The campers took turns preparing lunch for the group and were eager to share their mothers’ and grandmothers’ recipes for tomatillo salsa, Asian noodle bowls, mouth-scorching spicy potatoes, and Haitian legumes made with eggplant and other vegetables.

By 4:30 each afternoon, the bus was pulling back into the real world in Providence, but roots for the future had begun to spread. Several girls expressed interest in returning to Sidewalk Ends Farm or being connected with other area farms for work or to volunteer. At Friday night’s final cookout, one girl showed a passion for shucking bicolor corn that Turkus recognized in herself.

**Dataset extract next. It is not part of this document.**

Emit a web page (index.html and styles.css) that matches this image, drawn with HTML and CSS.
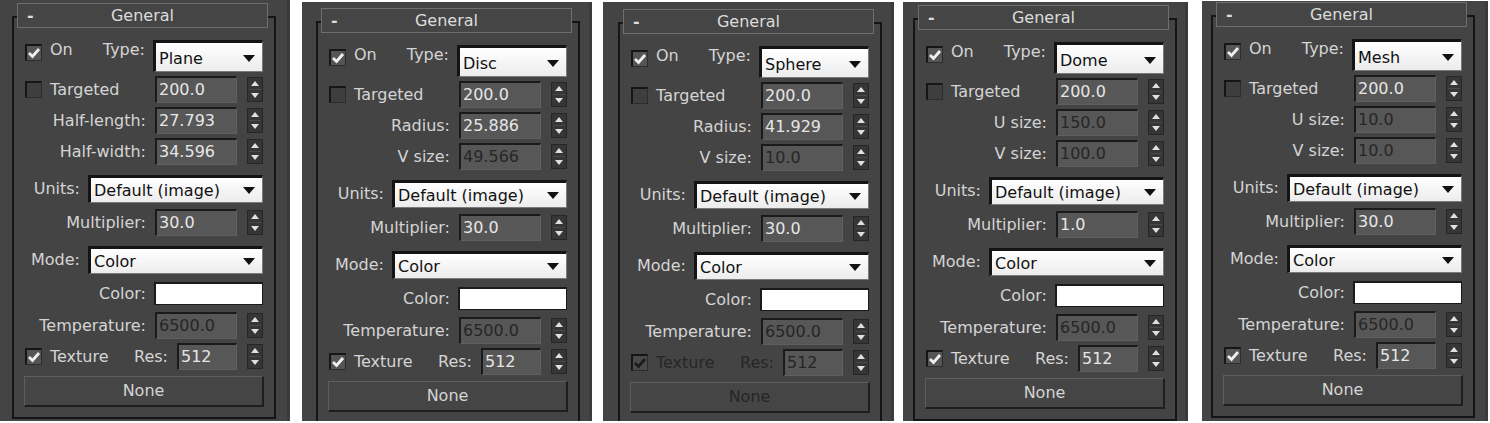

“She pulled back the husk on one of the ears, and her whole face lit up: ‘It’s so beautiful! It’s so beautiful!’ ” Turkus said—a response she herself feels when picking a perfect tomato. “I couldn’t help myself. I said, ‘Please tell me you’re going to be a farmer. Not everyone has that reaction to vegetables, and if you have that reaction to vegetables, then you should be a farmer.”

It’s the kind of experience the farmers, for their part, are also not willing to see as a one-off.

“Witnessing the resilience of these girls who do not generally spend their time working outside—they really blew me away with their enthusiasm and energy,” Turkus said. “We have to do it next year.”